* _Problem details_
Determine how many lines of the material hold the string "React" and reply with only that number.

————————

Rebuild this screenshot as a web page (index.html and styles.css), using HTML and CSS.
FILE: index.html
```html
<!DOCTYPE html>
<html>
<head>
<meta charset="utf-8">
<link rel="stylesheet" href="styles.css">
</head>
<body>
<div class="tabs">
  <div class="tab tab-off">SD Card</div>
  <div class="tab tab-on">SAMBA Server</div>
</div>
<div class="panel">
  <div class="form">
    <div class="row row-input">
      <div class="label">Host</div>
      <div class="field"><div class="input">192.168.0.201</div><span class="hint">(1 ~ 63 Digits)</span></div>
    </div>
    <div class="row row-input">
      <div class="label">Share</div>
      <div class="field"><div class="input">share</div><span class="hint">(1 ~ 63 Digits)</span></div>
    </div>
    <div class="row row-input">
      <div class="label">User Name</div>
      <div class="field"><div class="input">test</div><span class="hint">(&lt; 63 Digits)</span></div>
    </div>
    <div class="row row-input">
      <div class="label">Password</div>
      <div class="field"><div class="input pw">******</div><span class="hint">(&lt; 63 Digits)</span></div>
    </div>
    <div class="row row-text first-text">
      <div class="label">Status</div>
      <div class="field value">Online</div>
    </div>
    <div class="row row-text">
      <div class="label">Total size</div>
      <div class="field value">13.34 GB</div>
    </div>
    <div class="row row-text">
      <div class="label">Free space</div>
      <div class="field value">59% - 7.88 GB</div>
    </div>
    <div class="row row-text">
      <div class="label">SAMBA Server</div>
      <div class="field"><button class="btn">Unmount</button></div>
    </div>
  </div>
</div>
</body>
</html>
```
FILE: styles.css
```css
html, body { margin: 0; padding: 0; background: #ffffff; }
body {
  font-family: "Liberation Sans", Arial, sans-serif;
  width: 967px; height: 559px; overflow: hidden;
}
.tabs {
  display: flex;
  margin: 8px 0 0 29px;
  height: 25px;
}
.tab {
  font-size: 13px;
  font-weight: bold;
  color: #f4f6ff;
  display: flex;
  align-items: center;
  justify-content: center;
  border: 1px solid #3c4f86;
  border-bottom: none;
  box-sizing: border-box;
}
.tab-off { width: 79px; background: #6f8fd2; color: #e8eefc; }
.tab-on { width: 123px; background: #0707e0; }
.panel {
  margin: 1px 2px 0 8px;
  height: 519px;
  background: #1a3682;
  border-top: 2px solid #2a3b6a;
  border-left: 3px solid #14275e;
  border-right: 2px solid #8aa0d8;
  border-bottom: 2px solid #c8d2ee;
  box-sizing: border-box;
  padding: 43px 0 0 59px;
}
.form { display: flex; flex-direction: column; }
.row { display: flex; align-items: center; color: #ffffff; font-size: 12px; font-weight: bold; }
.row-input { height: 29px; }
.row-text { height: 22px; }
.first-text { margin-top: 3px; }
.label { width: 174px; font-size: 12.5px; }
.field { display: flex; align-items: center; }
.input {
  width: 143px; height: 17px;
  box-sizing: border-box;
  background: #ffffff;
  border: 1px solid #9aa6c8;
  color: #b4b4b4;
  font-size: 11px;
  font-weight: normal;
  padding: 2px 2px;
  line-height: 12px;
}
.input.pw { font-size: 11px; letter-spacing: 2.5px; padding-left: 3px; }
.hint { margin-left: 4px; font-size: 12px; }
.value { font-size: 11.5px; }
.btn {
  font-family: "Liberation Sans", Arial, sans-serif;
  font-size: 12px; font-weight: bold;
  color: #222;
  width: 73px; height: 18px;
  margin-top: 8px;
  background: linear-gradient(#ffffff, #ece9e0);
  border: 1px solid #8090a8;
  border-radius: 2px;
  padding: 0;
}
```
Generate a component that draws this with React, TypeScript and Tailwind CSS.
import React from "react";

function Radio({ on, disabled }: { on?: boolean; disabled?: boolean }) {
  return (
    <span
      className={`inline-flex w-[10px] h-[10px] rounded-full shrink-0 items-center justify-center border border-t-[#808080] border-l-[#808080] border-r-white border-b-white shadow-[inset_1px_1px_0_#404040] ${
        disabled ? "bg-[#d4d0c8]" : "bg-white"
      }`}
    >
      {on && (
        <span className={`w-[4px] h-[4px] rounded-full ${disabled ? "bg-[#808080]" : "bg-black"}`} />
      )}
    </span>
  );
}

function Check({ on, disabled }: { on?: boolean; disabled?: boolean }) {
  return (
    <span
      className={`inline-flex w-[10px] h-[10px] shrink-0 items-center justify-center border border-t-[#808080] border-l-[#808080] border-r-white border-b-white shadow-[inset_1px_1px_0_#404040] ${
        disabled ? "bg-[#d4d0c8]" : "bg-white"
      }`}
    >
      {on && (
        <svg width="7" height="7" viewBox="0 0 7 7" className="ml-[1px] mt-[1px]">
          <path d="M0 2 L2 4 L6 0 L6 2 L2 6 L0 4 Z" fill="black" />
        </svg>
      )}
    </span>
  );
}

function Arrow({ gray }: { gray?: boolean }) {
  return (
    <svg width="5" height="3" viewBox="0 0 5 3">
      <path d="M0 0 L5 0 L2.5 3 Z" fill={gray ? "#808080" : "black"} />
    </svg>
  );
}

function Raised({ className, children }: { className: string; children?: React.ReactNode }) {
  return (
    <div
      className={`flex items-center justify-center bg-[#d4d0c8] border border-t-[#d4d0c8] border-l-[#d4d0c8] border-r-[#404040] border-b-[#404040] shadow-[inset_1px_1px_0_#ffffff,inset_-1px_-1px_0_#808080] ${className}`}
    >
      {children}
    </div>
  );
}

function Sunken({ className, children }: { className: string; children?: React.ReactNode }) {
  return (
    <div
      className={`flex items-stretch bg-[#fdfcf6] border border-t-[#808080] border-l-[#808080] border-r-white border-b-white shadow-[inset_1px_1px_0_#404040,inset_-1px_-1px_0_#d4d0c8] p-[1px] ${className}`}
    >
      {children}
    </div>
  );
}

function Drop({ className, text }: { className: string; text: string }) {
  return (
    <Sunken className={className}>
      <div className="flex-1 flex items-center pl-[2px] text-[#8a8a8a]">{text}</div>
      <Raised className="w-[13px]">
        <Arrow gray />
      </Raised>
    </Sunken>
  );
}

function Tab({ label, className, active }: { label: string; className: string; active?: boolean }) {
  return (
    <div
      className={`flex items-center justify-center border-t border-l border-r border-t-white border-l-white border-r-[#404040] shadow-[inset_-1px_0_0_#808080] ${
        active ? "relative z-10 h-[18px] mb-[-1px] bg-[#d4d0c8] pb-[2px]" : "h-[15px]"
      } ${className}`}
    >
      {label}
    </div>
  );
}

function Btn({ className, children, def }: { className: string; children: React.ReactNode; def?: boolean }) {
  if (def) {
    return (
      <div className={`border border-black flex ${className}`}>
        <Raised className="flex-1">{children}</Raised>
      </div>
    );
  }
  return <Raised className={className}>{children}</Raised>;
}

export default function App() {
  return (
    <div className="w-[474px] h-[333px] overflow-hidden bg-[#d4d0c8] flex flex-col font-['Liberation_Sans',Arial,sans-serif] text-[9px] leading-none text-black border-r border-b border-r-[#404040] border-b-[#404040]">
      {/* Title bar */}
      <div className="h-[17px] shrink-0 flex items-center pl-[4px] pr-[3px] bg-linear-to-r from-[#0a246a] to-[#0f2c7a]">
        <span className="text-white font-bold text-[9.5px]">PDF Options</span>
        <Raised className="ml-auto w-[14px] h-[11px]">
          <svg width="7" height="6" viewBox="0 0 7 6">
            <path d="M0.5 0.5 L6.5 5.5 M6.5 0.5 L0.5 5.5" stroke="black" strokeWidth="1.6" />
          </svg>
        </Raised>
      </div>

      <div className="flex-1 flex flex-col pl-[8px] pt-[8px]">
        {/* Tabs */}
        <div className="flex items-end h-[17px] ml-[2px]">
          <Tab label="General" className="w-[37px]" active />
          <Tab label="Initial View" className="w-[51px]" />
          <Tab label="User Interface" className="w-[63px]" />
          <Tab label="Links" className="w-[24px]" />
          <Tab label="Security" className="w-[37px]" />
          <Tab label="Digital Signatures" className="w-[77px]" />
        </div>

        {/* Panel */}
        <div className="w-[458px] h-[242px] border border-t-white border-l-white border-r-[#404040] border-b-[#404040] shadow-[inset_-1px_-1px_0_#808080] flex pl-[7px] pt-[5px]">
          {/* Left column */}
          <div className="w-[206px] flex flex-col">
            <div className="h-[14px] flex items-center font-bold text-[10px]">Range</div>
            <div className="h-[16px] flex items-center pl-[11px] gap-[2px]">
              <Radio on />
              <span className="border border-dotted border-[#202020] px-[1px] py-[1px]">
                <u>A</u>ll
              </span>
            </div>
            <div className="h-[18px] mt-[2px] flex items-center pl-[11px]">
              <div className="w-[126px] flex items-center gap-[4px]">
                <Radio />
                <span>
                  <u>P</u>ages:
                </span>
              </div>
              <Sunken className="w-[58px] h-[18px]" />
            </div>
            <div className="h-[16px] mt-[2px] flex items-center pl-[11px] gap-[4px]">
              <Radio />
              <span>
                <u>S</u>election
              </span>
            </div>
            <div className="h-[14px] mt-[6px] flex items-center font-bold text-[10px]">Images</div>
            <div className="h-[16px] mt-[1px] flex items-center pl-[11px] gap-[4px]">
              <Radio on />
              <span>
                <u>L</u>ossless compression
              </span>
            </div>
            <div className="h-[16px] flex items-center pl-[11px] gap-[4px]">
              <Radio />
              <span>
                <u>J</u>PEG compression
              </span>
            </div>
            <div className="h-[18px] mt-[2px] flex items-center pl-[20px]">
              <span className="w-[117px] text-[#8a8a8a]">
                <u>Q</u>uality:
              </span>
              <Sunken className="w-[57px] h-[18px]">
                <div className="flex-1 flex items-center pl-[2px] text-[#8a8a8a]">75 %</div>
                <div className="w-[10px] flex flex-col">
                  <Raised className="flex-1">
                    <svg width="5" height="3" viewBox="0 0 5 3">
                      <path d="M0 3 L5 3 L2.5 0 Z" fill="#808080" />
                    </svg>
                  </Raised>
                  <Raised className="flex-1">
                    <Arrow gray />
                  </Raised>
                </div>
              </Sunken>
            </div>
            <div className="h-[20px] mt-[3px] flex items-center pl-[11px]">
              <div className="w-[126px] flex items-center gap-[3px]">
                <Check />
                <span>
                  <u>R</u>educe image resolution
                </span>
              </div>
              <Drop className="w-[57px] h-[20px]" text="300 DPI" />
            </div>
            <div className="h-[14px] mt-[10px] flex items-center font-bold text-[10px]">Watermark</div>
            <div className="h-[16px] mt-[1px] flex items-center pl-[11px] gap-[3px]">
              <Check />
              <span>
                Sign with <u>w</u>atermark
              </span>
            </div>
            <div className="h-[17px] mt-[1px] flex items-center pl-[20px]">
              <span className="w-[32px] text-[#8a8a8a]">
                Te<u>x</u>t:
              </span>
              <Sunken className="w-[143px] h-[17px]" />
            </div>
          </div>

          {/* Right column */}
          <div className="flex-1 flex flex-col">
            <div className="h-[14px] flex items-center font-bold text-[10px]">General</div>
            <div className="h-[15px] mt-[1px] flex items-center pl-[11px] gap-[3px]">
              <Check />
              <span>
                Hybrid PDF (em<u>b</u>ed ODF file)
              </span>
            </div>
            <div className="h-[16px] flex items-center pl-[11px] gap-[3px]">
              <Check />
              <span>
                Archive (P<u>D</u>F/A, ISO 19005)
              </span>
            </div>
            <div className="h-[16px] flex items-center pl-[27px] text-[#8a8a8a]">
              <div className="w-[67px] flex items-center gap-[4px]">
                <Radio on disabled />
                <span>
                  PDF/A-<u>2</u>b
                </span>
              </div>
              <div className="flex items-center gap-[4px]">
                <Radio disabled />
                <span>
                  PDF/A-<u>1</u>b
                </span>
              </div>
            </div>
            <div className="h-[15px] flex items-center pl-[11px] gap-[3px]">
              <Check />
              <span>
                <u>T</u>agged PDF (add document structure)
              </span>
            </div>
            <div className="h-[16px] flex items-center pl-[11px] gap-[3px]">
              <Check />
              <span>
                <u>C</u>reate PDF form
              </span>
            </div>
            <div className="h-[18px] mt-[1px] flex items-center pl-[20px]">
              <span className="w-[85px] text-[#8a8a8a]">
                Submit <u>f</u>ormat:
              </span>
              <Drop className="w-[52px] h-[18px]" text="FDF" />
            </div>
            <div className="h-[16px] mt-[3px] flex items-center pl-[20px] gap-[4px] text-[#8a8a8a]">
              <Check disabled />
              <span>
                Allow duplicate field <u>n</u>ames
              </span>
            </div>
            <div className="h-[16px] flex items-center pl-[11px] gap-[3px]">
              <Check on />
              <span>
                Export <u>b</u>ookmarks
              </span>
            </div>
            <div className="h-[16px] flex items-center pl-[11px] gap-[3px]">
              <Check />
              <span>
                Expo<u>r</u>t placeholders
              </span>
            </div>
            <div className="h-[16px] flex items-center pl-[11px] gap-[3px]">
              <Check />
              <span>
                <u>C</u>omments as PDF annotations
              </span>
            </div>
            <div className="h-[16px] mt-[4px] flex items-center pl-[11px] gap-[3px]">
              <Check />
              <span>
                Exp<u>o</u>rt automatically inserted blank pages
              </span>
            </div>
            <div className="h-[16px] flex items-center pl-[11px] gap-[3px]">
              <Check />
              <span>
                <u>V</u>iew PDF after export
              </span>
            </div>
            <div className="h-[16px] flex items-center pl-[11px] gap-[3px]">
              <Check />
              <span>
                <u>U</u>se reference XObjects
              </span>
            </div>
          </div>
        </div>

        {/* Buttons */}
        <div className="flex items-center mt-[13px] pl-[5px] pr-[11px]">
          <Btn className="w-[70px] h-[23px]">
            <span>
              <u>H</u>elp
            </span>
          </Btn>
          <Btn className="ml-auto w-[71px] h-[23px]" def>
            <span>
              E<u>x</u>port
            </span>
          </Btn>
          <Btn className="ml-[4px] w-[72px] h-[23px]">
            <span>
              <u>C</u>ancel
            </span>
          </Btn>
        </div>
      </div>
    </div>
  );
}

————————

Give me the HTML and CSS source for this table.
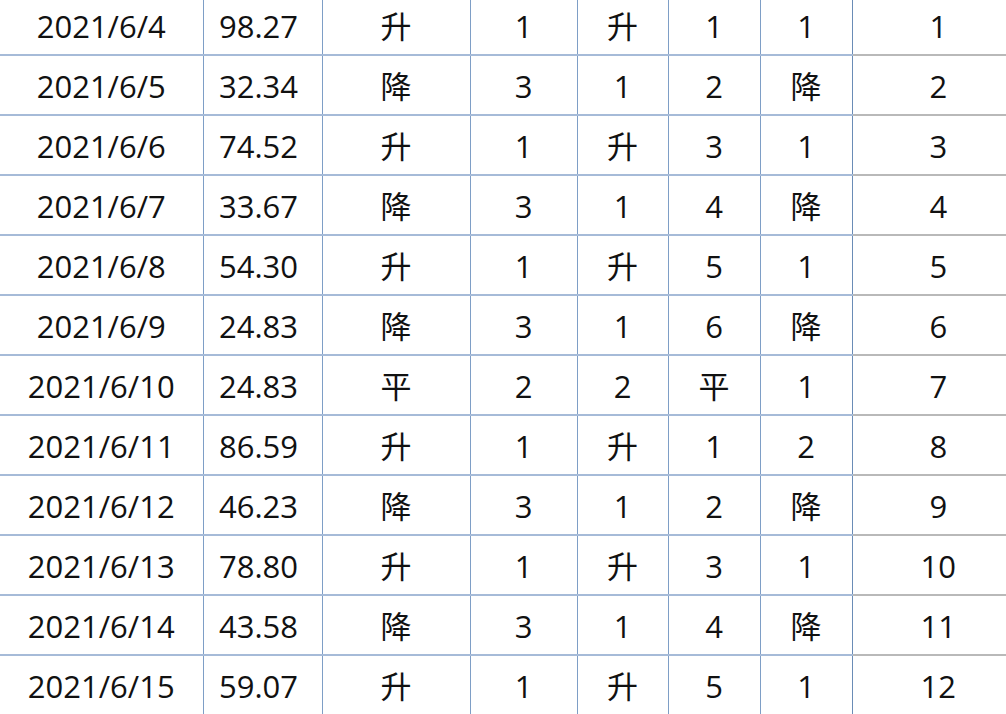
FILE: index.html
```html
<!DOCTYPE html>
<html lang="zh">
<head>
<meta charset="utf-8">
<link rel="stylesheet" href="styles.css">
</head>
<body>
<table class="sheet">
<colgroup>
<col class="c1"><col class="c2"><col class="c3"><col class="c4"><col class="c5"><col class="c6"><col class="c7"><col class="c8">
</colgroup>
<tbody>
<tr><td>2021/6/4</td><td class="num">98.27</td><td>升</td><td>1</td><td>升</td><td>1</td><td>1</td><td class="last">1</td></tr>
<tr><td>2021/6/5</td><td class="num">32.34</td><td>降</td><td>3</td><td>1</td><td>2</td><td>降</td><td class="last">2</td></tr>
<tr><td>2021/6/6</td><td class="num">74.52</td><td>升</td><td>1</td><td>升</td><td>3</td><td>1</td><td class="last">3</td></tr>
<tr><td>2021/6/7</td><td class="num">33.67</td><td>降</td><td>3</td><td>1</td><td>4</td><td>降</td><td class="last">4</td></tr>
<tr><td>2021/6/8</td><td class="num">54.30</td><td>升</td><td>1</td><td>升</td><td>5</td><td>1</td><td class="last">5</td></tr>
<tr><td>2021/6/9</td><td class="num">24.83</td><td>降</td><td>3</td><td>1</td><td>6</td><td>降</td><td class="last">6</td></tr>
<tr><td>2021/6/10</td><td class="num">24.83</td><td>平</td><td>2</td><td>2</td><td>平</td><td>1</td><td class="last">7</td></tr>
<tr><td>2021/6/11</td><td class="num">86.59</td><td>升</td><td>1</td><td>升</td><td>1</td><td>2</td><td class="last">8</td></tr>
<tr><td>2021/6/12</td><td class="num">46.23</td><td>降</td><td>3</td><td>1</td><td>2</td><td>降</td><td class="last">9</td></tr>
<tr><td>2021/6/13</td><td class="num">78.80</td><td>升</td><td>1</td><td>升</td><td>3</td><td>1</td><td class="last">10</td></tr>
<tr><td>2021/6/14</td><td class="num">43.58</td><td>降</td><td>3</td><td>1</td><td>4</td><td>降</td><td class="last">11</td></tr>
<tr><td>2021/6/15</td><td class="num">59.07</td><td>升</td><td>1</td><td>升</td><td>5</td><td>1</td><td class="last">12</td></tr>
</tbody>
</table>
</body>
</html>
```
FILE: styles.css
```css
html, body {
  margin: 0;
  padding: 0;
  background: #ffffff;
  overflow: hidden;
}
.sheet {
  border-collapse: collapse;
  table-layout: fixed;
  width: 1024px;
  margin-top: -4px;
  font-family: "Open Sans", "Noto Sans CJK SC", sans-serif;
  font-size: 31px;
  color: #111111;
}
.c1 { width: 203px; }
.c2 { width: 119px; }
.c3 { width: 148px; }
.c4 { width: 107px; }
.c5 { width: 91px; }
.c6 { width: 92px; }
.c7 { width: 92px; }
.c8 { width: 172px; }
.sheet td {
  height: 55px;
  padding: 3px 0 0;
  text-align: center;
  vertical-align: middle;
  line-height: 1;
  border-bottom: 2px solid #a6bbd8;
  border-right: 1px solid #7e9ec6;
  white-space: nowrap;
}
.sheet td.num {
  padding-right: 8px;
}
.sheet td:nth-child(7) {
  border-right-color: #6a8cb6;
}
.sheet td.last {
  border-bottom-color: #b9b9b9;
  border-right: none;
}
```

————————

* _Task result_
5